Question

A marketing research company desires to know the mean consumption of milk per week among people over age 32. A sample of 440 people over age 32 was drawn and the mean milk consumption was 3.4 liters. Assume that the population standard deviation is known to be 0.8 liters.
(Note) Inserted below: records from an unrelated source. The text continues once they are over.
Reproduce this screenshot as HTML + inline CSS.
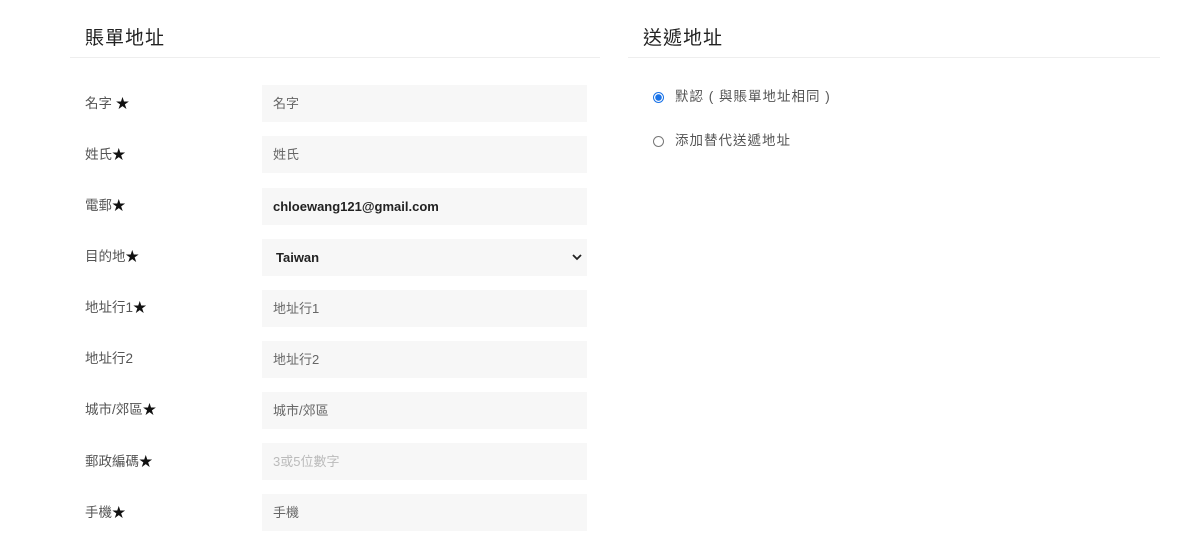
<!DOCTYPE html>
<html><head><meta charset="utf-8"><style>
body{margin:0;width:1200px;height:542px;background:#fff;font-family:"Liberation Sans","Noto Sans CJK TC",sans-serif;position:relative;overflow:hidden}
.t{position:absolute;font-size:19px;color:#222;top:23px;letter-spacing:1px}
.hr{position:absolute;top:57px;height:1px;background:#eee}
.l{position:absolute;left:85px;font-size:13.5px;color:#555}
.l b{color:#111;font-weight:normal}
.i{position:absolute;left:262px;width:325px;height:37px;background:#f7f7f7;font-size:13px;color:#666;line-height:37px;box-sizing:border-box;padding-left:11px}
.v{color:#222;font-weight:bold}
.r{position:absolute;left:653px;font-size:13.5px;color:#555;letter-spacing:1px}
.c{display:inline-block;width:11px;height:11px;border:1px solid #777;border-radius:50%;vertical-align:-2px;margin-right:11px;box-sizing:border-box}
</style></head><body>
<div class="t" style="left:85px">賬單地址</div>
<div class="hr" style="left:70px;width:530px"></div>
<div class="t" style="left:643px">送遞地址</div>
<div class="hr" style="left:628px;width:532px"></div>
<div class="r" style="top:85px"><span class="c" style="border:1px solid #1a73e8;background:radial-gradient(circle,#1a73e8 3px,#fff 3.5px)"></span>默認 ( 與賬單地址相同 )</div>
<div class="r" style="top:129px"><span class="c"></span>添加替代送遞地址</div>

<div class="l" style="top:92px">名字 <b>★</b></div><div class="i" style="top:85px">名字</div>
<div class="l" style="top:143px">姓氏<b>★</b></div><div class="i" style="top:136px">姓氏</div>
<div class="l" style="top:194px">電郵<b>★</b></div><div class="i v" style="top:188px">chloewang121@gmail.com</div>
<div class="l" style="top:245px">目的地<b>★</b></div><div class="i v" style="top:239px;padding-left:14px">Taiwan<svg style="position:absolute;right:5px;top:14px" width="10" height="8" viewBox="0 0 10 8"><path d="M1 2l4 4 4-4" stroke="#222" stroke-width="1.8" fill="none"/></svg></div>
<div class="l" style="top:296px">地址行1<b>★</b></div><div class="i" style="top:290px">地址行1</div>
<div class="l" style="top:347px">地址行2</div><div class="i" style="top:341px">地址行2</div>
<div class="l" style="top:398px">城市/郊區<b>★</b></div><div class="i" style="top:392px">城市/郊區</div>
<div class="l" style="top:450px">郵政編碼<b>★</b></div><div class="i" style="top:443px;color:#bbb">3或5位數字</div>
<div class="l" style="top:501px">手機<b>★</b></div><div class="i" style="top:494px">手機</div>
</body></html>
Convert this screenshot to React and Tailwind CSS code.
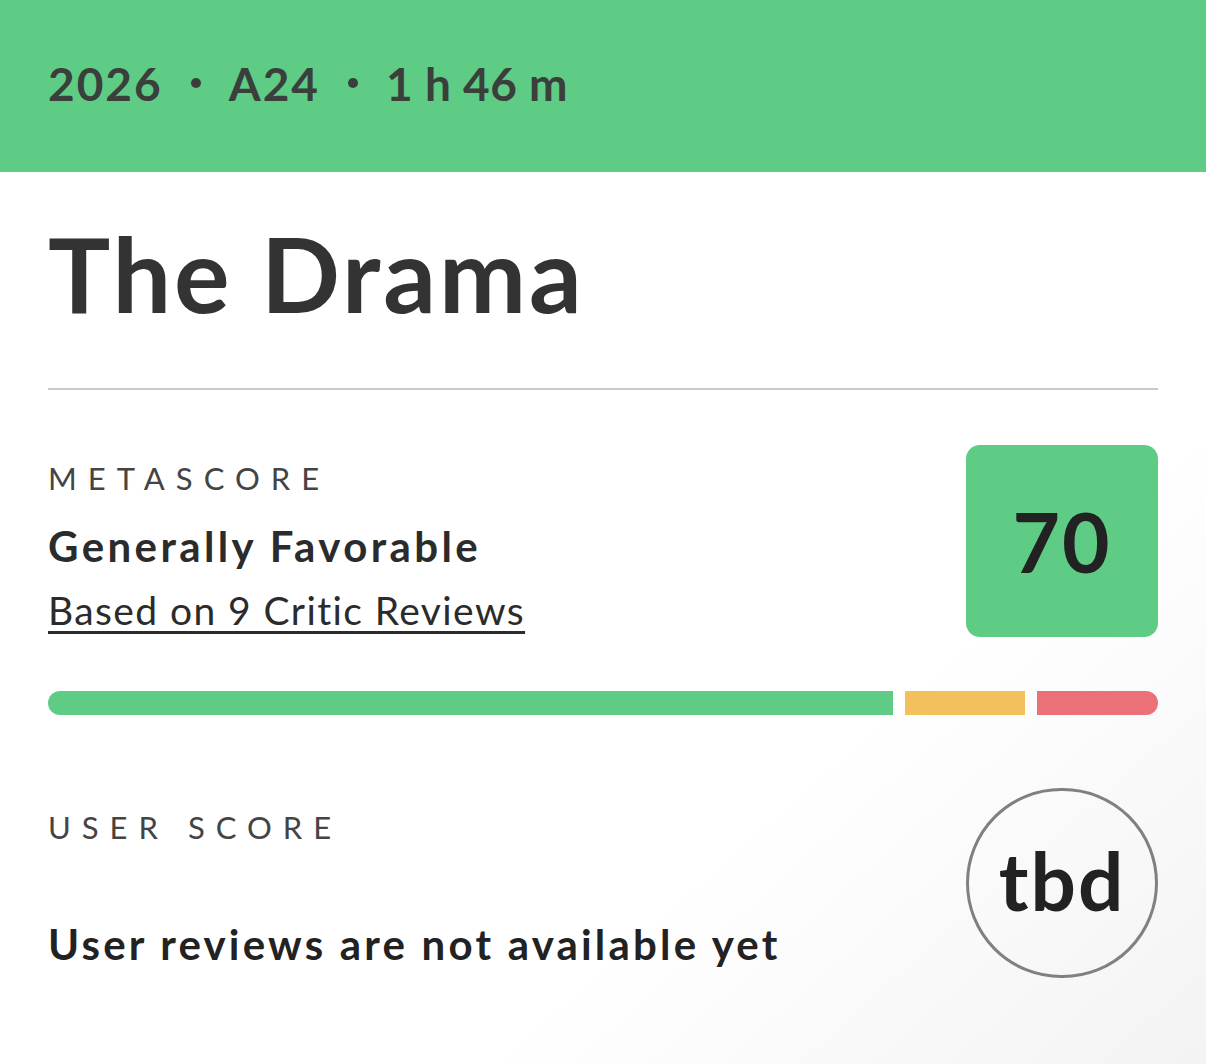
function App() {
    return (
        <div className="w-[1206px] h-[1064px] overflow-hidden bg-linear-to-br from-white from-70% to-[#f3f3f3] text-[#333333] font-['Lato','Open_Sans',sans-serif]">
            <div className="h-[172px] bg-[#5ecc84] flex items-center px-12 pb-[6px]">
                <p className="text-[46px] font-bold text-[#3a3f3c] tracking-[2px] flex items-center gap-[28px]">
                    <span>2026</span>
                    <span className="w-[10px] h-[10px] rounded-full bg-[#3a3f3c]"></span>
                    <span>A24</span>
                    <span className="w-[10px] h-[10px] rounded-full bg-[#3a3f3c]"></span>
                    <span className="tracking-[0.5px]">1 h 46 m</span>
                </p>
            </div>

            <div className="px-12">
                <div className="h-[218px] flex items-center border-b-2 border-[#c8c8c8]">
                    <h1 className="text-[104px] font-bold leading-none tracking-[3px] pb-[14px]">The Drama</h1>
                </div>

                <div className="flex justify-between pt-[55px]">
                    <div className="flex flex-col">
                        <p className="text-[31px] tracking-[11px] text-[#444] leading-none mt-[18px]">METASCORE</p>
                        <p className="text-[42px] font-bold leading-none mt-[31px] tracking-[3.4px] text-[#2b2b2b]">Generally Favorable</p>
                        <a href="#" className="text-[39px] leading-none mt-[24px] tracking-[1.4px] underline decoration-[3px] underline-offset-[6px] text-[#2b2b2b]">
                            Based on 9 Critic Reviews
                        </a>
                    </div>
                    <div className="w-[192px] h-[192px] rounded-[14px] bg-[#5ecc84] flex items-center justify-center">
                        <span className="text-[82px] font-bold text-[#222] leading-none tracking-[2px]">70</span>
                    </div>
                </div>

                <div className="flex gap-3 mt-[54px] h-[24px]">
                    <div className="w-[845px] bg-[#5ecc84] rounded-l-full"></div>
                    <div className="w-[120px] bg-[#f2c05c]"></div>
                    <div className="flex-1 bg-[#eb7077] rounded-r-full"></div>
                </div>

                <div className="flex justify-between mt-[73px]">
                    <div className="flex flex-col">
                        <p className="text-[31px] tracking-[11px] text-[#444] leading-none mt-[24px]">USER SCORE</p>
                        <p className="text-[42px] font-bold leading-none mt-[80px] tracking-[3.2px] text-[#222]">User reviews are not available yet</p>
                    </div>
                    <div className="w-[192px] h-[190px] rounded-full border-[3px] border-[#808080] flex items-center justify-center">
                        <span className="text-[80px] font-bold text-[#222] leading-none tracking-[2px] pb-[6px]">tbd</span>
                    </div>
                </div>
            </div>
        </div>
    );
}

export default App;
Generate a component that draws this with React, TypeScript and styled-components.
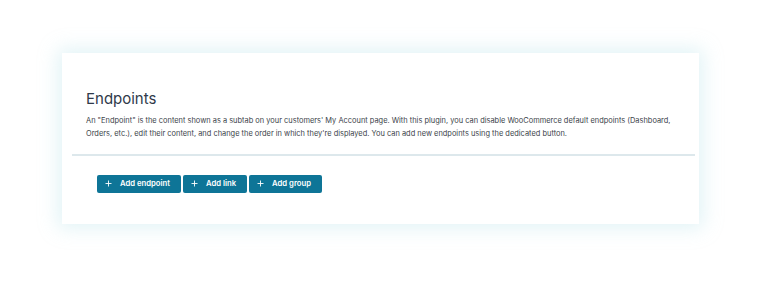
import React from "react";
import styled, { createGlobalStyle } from "styled-components";

const Global = createGlobalStyle`
  html, body {
    margin: 0;
    padding: 0;
    background: #ffffff;
    font-family: Inter, "Noto Sans", sans-serif;
  }
`;

const Page = styled.div`
  width: 768px;
  height: 284px;
  padding: 53px 0 0 62px;
  box-sizing: border-box;
`;

const Card = styled.div`
  width: 637px;
  height: 171px;
  background: #ffffff;
  box-shadow: 0 0 18px 4px rgba(170, 220, 230, 0.35);
  box-sizing: border-box;
  padding-top: 36px;
`;

const Header = styled.div`
  padding: 0 8px 0 24px;
`;

const Title = styled.h2`
  margin: 0;
  font-size: 15px;
  font-weight: 400;
  line-height: 20px;
  color: #2f3a4a;
`;

const Desc = styled.p`
  margin: 5px 0 0;
  font-size: 7.45px;
  line-height: 13px;
  color: #3c434a;
`;

const Divider = styled.hr`
  border: none;
  height: 1.5px;
  background: #dde8ec;
  margin: 14px 4px 0 10px;
`;

const Actions = styled.div`
  display: flex;
  gap: 2px;
  padding: 19px 0 0 35px;
`;

const Button = styled.button`
  display: flex;
  align-items: center;
  gap: 8px;
  height: 18px;
  padding: 0 11px 0 8px;
  border: none;
  border-radius: 2px;
  background: #0e7597;
  color: #ffffff;
  font-family: Inter, "Noto Sans", sans-serif;
  font-size: 7.7px;
  font-weight: 600;
  cursor: pointer;
`;

const Plus = () => (
  <svg width="7" height="7" viewBox="0 0 7 7">
    <path d="M3.5 0.5v6M0.5 3.5h6" stroke="#ffffff" strokeWidth="0.9" />
  </svg>
);

export default function App() {
  return (
    <>
      <Global />
      <Page>
        <Card>
          <Header>
            <Title>Endpoints</Title>
            <Desc>
              An "Endpoint" is the content shown as a subtab on your customers' My Account page. With this plugin, you can
              disable WooCommerce default endpoints (Dashboard, Orders, etc.), edit their content, and change the order in
              which they're displayed. You can add new endpoints using the dedicated button.
            </Desc>
          </Header>
          <Divider />
          <Actions>
            <Button>
              <Plus />
              Add endpoint
            </Button>
            <Button>
              <Plus />
              Add link
            </Button>
            <Button>
              <Plus />
              Add group
            </Button>
          </Actions>
        </Card>
      </Page>
    </>
  );
}
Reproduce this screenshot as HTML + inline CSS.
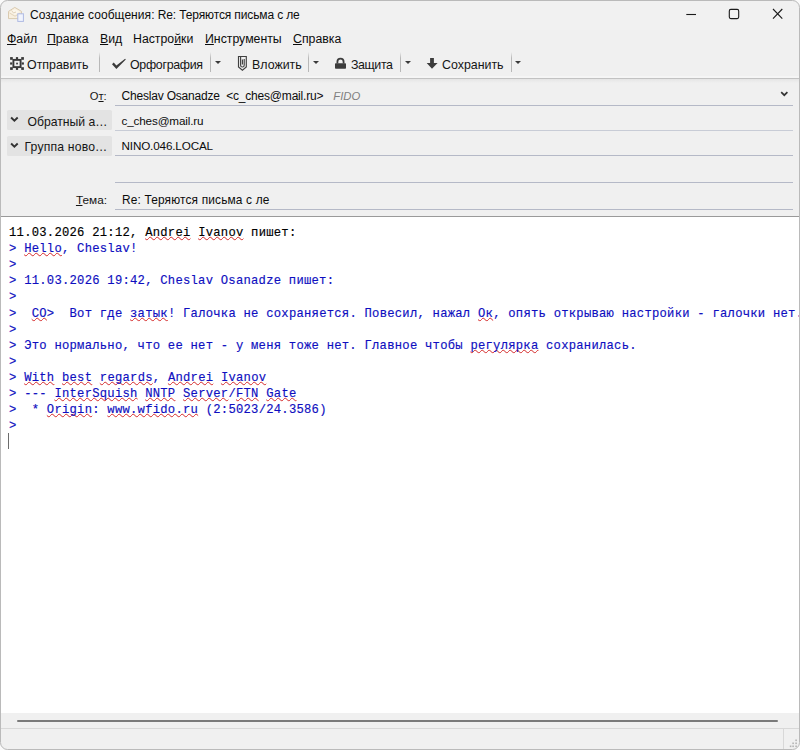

Construct the 98% confidence interval for the mean consumption of milk among people over age 32. Round your answers to one decimal place.

Answer 1

Answer:

The 98% confidence interval for the mean consumption of milk among people over age 32 is between 3.3 and 3.5 liters.

Step-by-step explanation:

We have that to find our $\alpha$ level, that is the subtraction of 1 by the confidence interval divided by 2. So:

$\alpha = \frac{1 - 0.98}{2} = 0.01$

Now, we have to find z in the Ztable as such z has a pvalue of $1 - \alpha$.

That is z with a pvalue of $1 - 0.01 = 0.99$, so Z = 2.327.

Now, find the margin of error M as such

$M = z\frac{\sigma}{\sqrt{n}}$

In which $\sigma$ is the standard deviation of the population and n is the size of the sample.

$M = 2.327\frac{0.8}{\sqrt{440}} = 0.1$

The lower end of the interval is the sample mean subtracted by M. So it is 3.4 - 0.1 = 3.3 liters

The upper end of the interval is the sample mean added to M. So it is 3.4 + 0.1 = 3.5 liters

The 98% confidence interval for the mean consumption of milk among people over age 32 is between 3.3 and 3.5 liters.